BY KATHERINE RIGHTS
Last week, Professor Jack Goldsmith published an opinion piece in the Washington Post in which he argued that the Obama administration should not conduct any new investigations into the Bush administration’s authorization of its “harsh, abusive and illegal interrogation program.” Goldsmith, who was an United States Assistant Attorney General for the Office of Legal Counsel during the Bush Adminstration, believes that new investigations into this authorization of torture are unnecessary because we already know most of the story behind the approval of this program and, worse, any new inquiries could compromise national security by “spooking” the intelligence community, making them hesitant to undertake important counterterrorism actions. He also believes that those who “made mistakes” have already been held accountable through severe criticism and loss to their reputations and finances.
Goldsmith’s piece has already been critiqued by a number of analysts and commentators. But his article is particularly troubling for some of us at Harvard Law School who do not share his views.
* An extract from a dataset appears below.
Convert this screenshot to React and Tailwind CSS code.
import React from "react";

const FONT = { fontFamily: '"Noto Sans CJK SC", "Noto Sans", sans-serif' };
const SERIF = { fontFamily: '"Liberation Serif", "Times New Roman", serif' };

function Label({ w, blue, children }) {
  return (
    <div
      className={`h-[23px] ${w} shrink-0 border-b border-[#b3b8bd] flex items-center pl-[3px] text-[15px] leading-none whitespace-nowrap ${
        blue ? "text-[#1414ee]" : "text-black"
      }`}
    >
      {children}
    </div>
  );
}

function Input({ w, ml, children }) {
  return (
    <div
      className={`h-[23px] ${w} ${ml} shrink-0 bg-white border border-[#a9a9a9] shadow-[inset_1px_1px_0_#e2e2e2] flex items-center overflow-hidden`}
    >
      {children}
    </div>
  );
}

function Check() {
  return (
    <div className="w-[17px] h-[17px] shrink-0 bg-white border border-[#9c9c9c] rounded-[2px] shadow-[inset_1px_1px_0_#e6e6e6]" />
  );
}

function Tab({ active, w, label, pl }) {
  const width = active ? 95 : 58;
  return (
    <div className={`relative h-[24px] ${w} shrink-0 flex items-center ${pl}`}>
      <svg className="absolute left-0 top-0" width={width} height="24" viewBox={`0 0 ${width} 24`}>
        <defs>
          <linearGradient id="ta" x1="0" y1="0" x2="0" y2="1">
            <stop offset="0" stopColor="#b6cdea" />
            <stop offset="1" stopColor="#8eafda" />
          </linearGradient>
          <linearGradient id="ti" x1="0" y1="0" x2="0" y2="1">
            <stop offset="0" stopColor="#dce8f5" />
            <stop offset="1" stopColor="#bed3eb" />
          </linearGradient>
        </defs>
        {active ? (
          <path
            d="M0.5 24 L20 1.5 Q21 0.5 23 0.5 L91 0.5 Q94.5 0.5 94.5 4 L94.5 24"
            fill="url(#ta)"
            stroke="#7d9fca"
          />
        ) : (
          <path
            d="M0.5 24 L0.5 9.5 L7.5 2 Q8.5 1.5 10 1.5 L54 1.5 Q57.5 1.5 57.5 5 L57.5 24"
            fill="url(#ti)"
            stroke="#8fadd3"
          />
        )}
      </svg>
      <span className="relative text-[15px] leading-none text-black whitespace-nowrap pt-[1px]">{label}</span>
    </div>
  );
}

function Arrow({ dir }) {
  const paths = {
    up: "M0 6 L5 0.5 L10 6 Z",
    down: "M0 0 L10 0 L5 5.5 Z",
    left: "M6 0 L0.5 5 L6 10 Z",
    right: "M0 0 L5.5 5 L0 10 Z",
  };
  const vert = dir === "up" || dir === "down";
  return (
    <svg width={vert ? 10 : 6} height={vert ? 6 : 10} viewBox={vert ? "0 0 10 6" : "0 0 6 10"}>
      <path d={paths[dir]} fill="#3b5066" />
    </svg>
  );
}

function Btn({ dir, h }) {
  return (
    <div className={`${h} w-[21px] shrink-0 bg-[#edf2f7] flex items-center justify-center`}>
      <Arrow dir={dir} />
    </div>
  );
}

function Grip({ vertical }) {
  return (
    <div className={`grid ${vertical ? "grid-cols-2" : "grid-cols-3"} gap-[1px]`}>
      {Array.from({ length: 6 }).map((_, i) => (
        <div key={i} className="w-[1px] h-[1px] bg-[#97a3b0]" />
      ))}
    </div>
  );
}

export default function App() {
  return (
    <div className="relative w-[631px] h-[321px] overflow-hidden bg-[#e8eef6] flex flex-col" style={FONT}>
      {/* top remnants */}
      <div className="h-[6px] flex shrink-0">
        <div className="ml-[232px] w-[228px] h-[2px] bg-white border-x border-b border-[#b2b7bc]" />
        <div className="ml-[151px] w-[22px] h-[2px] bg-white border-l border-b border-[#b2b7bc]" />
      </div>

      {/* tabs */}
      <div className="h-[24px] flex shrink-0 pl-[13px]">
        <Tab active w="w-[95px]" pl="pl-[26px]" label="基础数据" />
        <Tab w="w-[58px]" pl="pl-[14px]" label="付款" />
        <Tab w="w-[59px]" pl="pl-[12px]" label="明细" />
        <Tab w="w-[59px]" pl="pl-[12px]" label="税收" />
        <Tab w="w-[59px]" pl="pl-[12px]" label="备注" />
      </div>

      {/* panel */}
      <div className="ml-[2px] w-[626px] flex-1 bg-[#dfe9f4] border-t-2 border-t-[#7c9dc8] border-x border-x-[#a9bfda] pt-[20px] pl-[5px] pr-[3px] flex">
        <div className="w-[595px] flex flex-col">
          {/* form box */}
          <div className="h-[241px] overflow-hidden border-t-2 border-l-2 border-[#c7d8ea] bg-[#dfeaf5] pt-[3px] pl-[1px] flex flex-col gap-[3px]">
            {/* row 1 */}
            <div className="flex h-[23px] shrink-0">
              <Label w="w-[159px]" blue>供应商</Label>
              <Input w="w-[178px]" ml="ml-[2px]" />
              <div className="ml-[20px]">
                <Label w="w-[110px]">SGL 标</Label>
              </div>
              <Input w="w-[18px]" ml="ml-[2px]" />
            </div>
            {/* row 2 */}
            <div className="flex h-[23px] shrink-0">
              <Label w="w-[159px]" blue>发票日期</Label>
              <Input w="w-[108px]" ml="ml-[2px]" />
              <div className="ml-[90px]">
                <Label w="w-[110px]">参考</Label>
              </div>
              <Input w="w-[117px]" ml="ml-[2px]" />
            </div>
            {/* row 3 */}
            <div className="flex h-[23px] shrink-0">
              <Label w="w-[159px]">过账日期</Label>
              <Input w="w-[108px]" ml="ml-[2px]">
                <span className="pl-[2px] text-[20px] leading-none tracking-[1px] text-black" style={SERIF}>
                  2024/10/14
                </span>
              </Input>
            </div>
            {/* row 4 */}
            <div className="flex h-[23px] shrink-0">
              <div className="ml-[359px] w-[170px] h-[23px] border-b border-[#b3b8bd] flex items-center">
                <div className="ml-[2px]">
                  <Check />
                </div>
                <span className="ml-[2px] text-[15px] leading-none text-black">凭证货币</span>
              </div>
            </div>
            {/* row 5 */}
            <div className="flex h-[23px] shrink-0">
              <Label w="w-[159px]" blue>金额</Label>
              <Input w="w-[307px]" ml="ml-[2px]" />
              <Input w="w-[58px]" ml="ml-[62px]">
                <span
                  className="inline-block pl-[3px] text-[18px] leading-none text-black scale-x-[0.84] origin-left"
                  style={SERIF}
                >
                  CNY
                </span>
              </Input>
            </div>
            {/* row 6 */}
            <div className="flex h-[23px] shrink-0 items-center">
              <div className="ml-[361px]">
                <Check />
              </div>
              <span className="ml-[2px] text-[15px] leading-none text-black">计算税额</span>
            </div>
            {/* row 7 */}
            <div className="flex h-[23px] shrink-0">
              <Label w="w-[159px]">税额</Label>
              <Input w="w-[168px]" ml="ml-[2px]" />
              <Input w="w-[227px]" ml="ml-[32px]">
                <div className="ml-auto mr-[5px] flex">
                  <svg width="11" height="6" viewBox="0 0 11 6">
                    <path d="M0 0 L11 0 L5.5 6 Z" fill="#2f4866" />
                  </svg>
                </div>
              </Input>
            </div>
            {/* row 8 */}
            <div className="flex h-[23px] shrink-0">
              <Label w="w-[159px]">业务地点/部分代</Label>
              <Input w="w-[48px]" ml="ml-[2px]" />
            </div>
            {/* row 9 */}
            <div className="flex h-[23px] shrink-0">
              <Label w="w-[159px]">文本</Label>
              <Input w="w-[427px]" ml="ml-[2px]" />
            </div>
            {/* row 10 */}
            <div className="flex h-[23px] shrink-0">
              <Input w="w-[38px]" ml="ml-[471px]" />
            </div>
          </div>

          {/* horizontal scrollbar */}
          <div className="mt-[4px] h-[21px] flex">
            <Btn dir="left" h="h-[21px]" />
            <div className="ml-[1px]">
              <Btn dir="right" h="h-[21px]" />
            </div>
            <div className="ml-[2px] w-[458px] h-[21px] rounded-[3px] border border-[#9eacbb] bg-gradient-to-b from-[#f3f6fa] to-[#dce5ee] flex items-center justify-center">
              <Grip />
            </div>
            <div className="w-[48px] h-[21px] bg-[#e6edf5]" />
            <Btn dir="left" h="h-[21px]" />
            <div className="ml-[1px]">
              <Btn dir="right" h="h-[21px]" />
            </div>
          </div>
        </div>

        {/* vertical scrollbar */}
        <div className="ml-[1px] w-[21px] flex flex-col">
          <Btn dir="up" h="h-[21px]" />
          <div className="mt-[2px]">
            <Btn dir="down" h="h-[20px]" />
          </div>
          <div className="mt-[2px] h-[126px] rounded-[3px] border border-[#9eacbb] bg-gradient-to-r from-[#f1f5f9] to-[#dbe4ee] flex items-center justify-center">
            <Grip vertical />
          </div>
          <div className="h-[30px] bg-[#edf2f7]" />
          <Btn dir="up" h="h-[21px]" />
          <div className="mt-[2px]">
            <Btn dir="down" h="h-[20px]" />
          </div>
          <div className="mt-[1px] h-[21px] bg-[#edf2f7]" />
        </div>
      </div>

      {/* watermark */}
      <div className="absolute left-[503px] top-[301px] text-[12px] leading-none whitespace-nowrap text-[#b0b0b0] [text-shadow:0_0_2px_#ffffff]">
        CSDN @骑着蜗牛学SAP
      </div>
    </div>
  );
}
It misrepresents the actions that led to the authorization of torture, it ignores the legal significance of those actions, and it neglects the value that proper investigation and punishment of those actions would have.
Claiming that there is no reason to investigate because those likely to be implicated have already suffered enough is not particularly convincing, given the gravity of the wrongdoing in question.
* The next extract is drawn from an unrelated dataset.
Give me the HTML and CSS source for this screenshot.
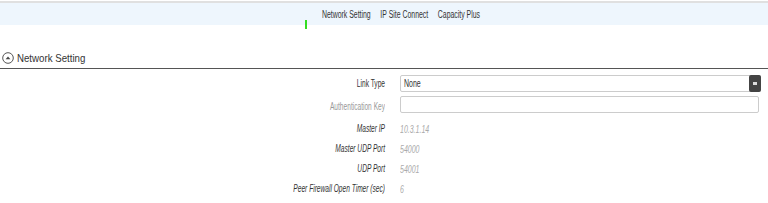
FILE: index.html
```html
<!DOCTYPE html>
<html lang="en">

<head>
    <meta charset="UTF-8">
    <title>Network Setting</title>
    <link rel="stylesheet" href="styles.css">
</head>

<body>
    <div class="topbar">
        <span class="loader"></span>
        <nav class="tabs">
            <a href="#">Network Setting</a>
            <a href="#">IP Site Connect</a>
            <a href="#">Capacity Plus</a>
        </nav>
    </div>

    <div class="section-head">
        <svg class="toggle" width="12" height="12" viewBox="0 0 12 12">
            <circle cx="6" cy="6" r="5.3" fill="none" stroke="#555" stroke-width="1"/>
            <path d="M3.6 7.2 L6 4.6 L8.4 7.2 Z" fill="#444"/>
        </svg>
        <span class="title">Network Setting</span>
    </div>

    <div class="form">
        <label>Link Type</label>
        <div class="select">
            <span class="text">None</span>
            <span class="arrow"></span>
        </div>

        <label class="muted">Authentication Key</label>
        <div class="textbox"></div>

        <label class="ro">Master IP</label>
        <span class="value">10.3.1.14</span>

        <label class="ro">Master UDP Port</label>
        <span class="value">54000</span>

        <label class="ro">UDP Port</label>
        <span class="value">54001</span>

        <label class="ro">Peer Firewall Open Timer (sec)</label>
        <span class="value">6</span>
    </div>
</body>

</html>
```

FILE: styles.css
```css
body {
    margin: 0;
    font-family: "Liberation Sans", Arial, sans-serif;
    font-size: 10px;
    color: #333;
    background: #fff;
}

.topbar {
    position: relative;
    margin-top: 1px;
    border-top: 2px solid #e0e0e0;
    background-color: #eef6fd;
    height: 22px;
    display: flex;
    align-items: center;
}

.loader {
    position: absolute;
    left: 305px;
    top: 17px;
    width: 2px;
    height: 9px;
    background-color: #33dd22;
}

.tabs {
    display: flex;
    gap: 14px;
    margin-left: 322px;
    transform: scaleX(0.69);
    transform-origin: left center;
}

.tabs a {
    color: #333;
    text-decoration: none;
}

.section-head {
    display: flex;
    align-items: center;
    gap: 3px;
    margin-top: 27px;
    padding: 0 2px 4px;
    border-bottom: 1px solid #555;
    font-size: 11px;
    color: #333;
}

.section-head .title {
    display: inline-block;
    transform: scaleX(0.88);
    transform-origin: left center;
}

.form {
    display: grid;
    grid-template-columns: 385px 361px;
    column-gap: 15px;
    align-items: center;
    margin-top: 4px;
}

.form label {
    text-align: right;
    color: #333;
    transform: scaleX(0.66);
    transform-origin: right center;
}

.form label.muted {
    color: #999;
}

.form label.ro {
    font-style: italic;
    height: 20px;
    line-height: 20px;
}

.select,
.textbox {
    height: 15px;
    border: 1px solid #ccc;
    border-radius: 2px;
    margin: 2px 0;
}

.select {
    display: flex;
    align-items: center;
    justify-content: space-between;
    padding-left: 3px;
}

.select .text {
    transform: scaleX(0.7);
    transform-origin: left center;
}

.select .arrow {
    width: 12px;
    height: 17px;
    margin-right: -1px;
    border-radius: 2px;
    background-color: #444;
    position: relative;
}

.select .arrow::after {
    content: "";
    position: absolute;
    left: 4px;
    top: 7px;
    width: 4px;
    height: 3px;
    background-color: #ddd;
}

.textbox {
    width: 357px;
    margin-bottom: 6px;
}

.value {
    font-style: italic;
    color: #aaa;
    transform: scaleX(0.7);
    transform-origin: left center;
}
```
Reading the now-infamous “torture memos,” in which U.S. and international laws were stretched, bent, and twisted in order to put a legal varnish on the use of interrogation methods well-established as torture, suggests more than a simple “mistake.” The men and women who crafted the legal arguments justifying the use of torture as state policy are intelligent and highly-trained lawyers, who knew and understood the law well. Signing off on interrogation techniques like waterboarding and the use of attack dogs cannot be credibly characterized as actions that “seemed reasonable at the time but now seem inappropriate.” These facts all suggest deliberate distortion of the law to justify patently illegal actions.
The torture memos in particular indicate that, at the very least, the ethical obligations of the legal profession were breached. However, approving the use of torture during interrogations is more than just an ethical violation; it is a war crime that, under the laws of this country, calls for prosecution. An investigation is required to determine who, if anyone, should be charged. The fact that some of the individuals involved have suffered damage to their reputation and finances is no substitute for appropriate punishment if a crime has been committed. To argue otherwise is to suggest that the rule of law does not apply to those at the highest levels of government.
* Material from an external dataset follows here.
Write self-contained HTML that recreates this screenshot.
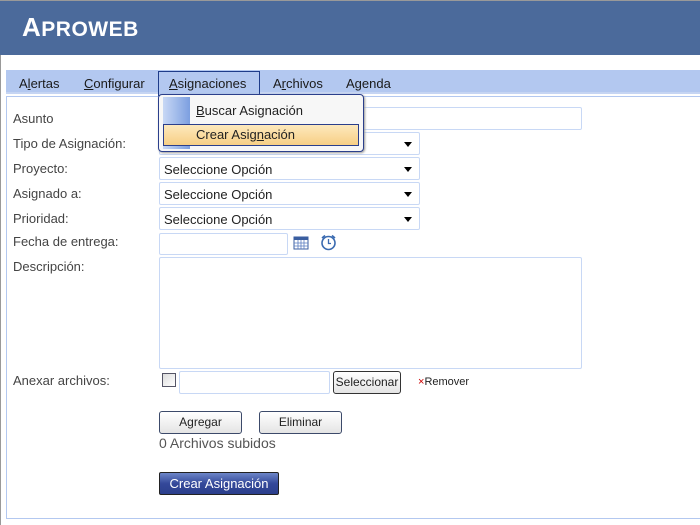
<!DOCTYPE html><html><head><style>
*{box-sizing:border-box}body{margin:0;width:700px;height:525px;background:#fff;font-family:"Liberation Sans",sans-serif;position:relative;overflow:hidden}
.a{position:absolute}
.hdr{left:0;top:0;width:700px;height:55px;background:#4b6a9b;border-top:1px solid #999}
.logo{left:22px;top:12px;color:#fff;font-weight:bold;font-size:26px;letter-spacing:.5px}
.logo small{font-size:21px}
.menu{left:6px;top:70px;width:694px;height:24px;background:#b3c8f0;border-bottom:2px solid #c6d5f3}
.mi{top:76px;font-size:13px;color:#1a1a1a}
.box{left:6px;top:96px;width:700px;height:423px;border:1px solid #b3c8f0}
.lbl{left:13px;font-size:13px;color:#444}
.in{border:1px solid #c8d8f5;border-radius:2px;background:#fff}
.sel{font-size:13px;color:#222;padding:4px 4px}
.arr{position:absolute;right:7px;top:9px;border-left:4px solid transparent;border-right:4px solid transparent;border-top:5px solid #000}
.btn{border:1px solid #3c4a6a;border-radius:3px;background:linear-gradient(#fff,#e4e4e4);font-size:12px;text-align:center;color:#222;line-height:20px}
</style></head><body>
<div class="a" style="left:0;top:0;width:1px;height:525px;background:#999"></div>
<div class="a hdr"></div>
<div class="a logo">A<small>PROWEB</small></div>
<div class="a menu"></div>
<div class="a" style="left:158px;top:71px;width:102px;height:25px;border:1px solid #1e3c8a;background:#b3c8f0"></div>
<div class="a mi" style="left:19px">A<u>l</u>ertas</div>
<div class="a mi" style="left:84px"><u>C</u>onfigurar</div>
<div class="a mi" style="left:169px"><u>A</u>signaciones</div>
<div class="a mi" style="left:273px">A<u>r</u>chivos</div>
<div class="a mi" style="left:346px">A<u>g</u>enda</div>
<div class="a box"></div>
<div class="a lbl" style="top:111px">Asunto</div>
<div class="a lbl" style="top:136px">Tipo de Asignación:</div>
<div class="a lbl" style="top:161px">Proyecto:</div>
<div class="a lbl" style="top:186px">Asignado a:</div>
<div class="a lbl" style="top:211px">Prioridad:</div>
<div class="a lbl" style="top:234px">Fecha de entrega:</div>
<div class="a lbl" style="top:259px">Descripción:</div>
<div class="a lbl" style="top:373px">Anexar archivos:</div>
<div class="a in" style="left:159px;top:107px;width:423px;height:23px"></div>
<div class="a in sel" style="left:159px;top:132px;width:261px;height:23px"><span class="arr"></span></div>
<div class="a in sel" style="left:159px;top:157px;width:261px;height:23px">Seleccione Opción<span class="arr"></span></div>
<div class="a in sel" style="left:159px;top:182px;width:261px;height:23px">Seleccione Opción<span class="arr"></span></div>
<div class="a in sel" style="left:159px;top:207px;width:261px;height:23px">Seleccione Opción<span class="arr"></span></div>
<div class="a in" style="left:159px;top:233px;width:129px;height:22px"></div>
<svg class="a" style="left:293px;top:235px" width="16" height="16"><rect x="1" y="2" width="14" height="12" fill="#fff" stroke="#3a5ea0"/><rect x="1" y="2" width="14" height="3" fill="#3a5ea0"/><path d="M1 8H15M1 11H15M5 5V14M8 5V14M11 5V14" stroke="#5a7cc0" stroke-width=".8"/></svg>
<svg class="a" style="left:320px;top:234px" width="17" height="17"><circle cx="8.5" cy="9" r="6.5" fill="#fff" stroke="#3a6ab0" stroke-width="1.6"/><path d="M8.5 5V9.5H11" stroke="#3a6ab0" stroke-width="1.3" fill="none"/><path d="M2 4L5 1.5M15 4L12 1.5" stroke="#3a6ab0" stroke-width="1.6"/></svg>
<div class="a in" style="left:159px;top:257px;width:423px;height:112px"></div>
<div class="a" style="left:162px;top:373px;width:14px;height:14px;border:1px solid #556;background:linear-gradient(135deg,#ddd,#fff)"></div>
<div class="a in" style="left:179px;top:371px;width:151px;height:23px"></div>
<div class="a btn" style="left:333px;top:371px;width:68px;height:23px;border-color:#333;line-height:21px">Seleccionar</div>
<div class="a" style="left:418px;top:376px;font-size:11px;color:#222"><span style="color:#c00">×</span>Remover</div>
<div class="a btn" style="left:159px;top:411px;width:83px;height:23px">Agregar</div>
<div class="a btn" style="left:259px;top:411px;width:83px;height:23px">Eliminar</div>
<div class="a" style="left:159px;top:435px;font-size:14px;color:#555">0 Archivos subidos</div>
<div class="a" style="left:159px;top:472px;width:120px;height:23px;border:1px solid #222;border-radius:2px;background:linear-gradient(#6d86c8,#34489a 50%,#2b3f8c);color:#fff;font-size:13px;text-align:center;line-height:21px">Crear Asignación</div>
<div class="a" style="left:158px;top:94px;width:206px;height:58px;border:1px solid #2b3f8c;border-radius:4px;background:#f7f7f7;box-shadow:1px 1px 2px #999"></div>
<div class="a" style="left:163px;top:97px;width:27px;height:52px;background:linear-gradient(90deg,#c8d8f5,#7c9fe0)"></div>
<div class="a" style="left:196px;top:103px;font-size:13px;color:#222"><u>B</u>uscar Asignación</div>
<div class="a" style="left:163px;top:124px;width:196px;height:22px;border:1px solid #2b3f8c;background:linear-gradient(#fde9bd,#f7cf85)"></div>
<div class="a" style="left:196px;top:127px;font-size:13px;color:#222">Crear Asig<u>n</u>ación</div>
</body></html>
Furthermore, Goldsmith’s argument that further investigation will lead the decision-makers in our military and intelligence agencies to “lawyer up” and behave more cautiously, to the detriment of national security, ignores the fact that the “airtight legal opinions” given by the Justice Department were clearly distorted interpretations of the law. One of the lessons we have learned from the machinations of the Bush administration during the War on Terror is that legal practitioners must be able to give advice-even on highly sensitive issues-without undue political influence.
The Office of Legal Counsel is intended to advise the president on what actions he or she may legally take, not to craft shamefully twisted legal arguments to justify whatever action the president wishes to take. An investigation into what went on sends the message that legal advice must be reliable, consistent and non-politicized. Rather than making national security officials skittish, investigation and prosecution of those responsible for the authorization of torture should have the opposite effect: in the future, officials could feel confident that the legal advice they were given would stand up to future scrutiny, because distorted, “rubber stamp” legal advice will no longer be acceptable.
In claiming that further action on these issues would bring “little benefit,” Goldsmith fails to recognize the value that thorough investigations, followed by prosecution where required, would have both at home and abroad. Notably absent from Goldsmith’s analysis is the potential benefit that such an investigation might have for the many people who were illegally detained and tortured at the hands of United States officials. Investigations would provide an opportunity to begin to make amends to those who were harmed-and in some cases, killed-by the illegal actions of our government. Moreover, investigations would provide the American public with the truth about what exactly was done in their name, and by whom. Such a process can further enhance security by restoring our badly damaged international reputation.
We must reaffirm our commitment to the rule of law, not only to demonstrate that no one in this country is above it, but also to show the world that fighting terrorism does not require the abandonment of our most dearly-held principles.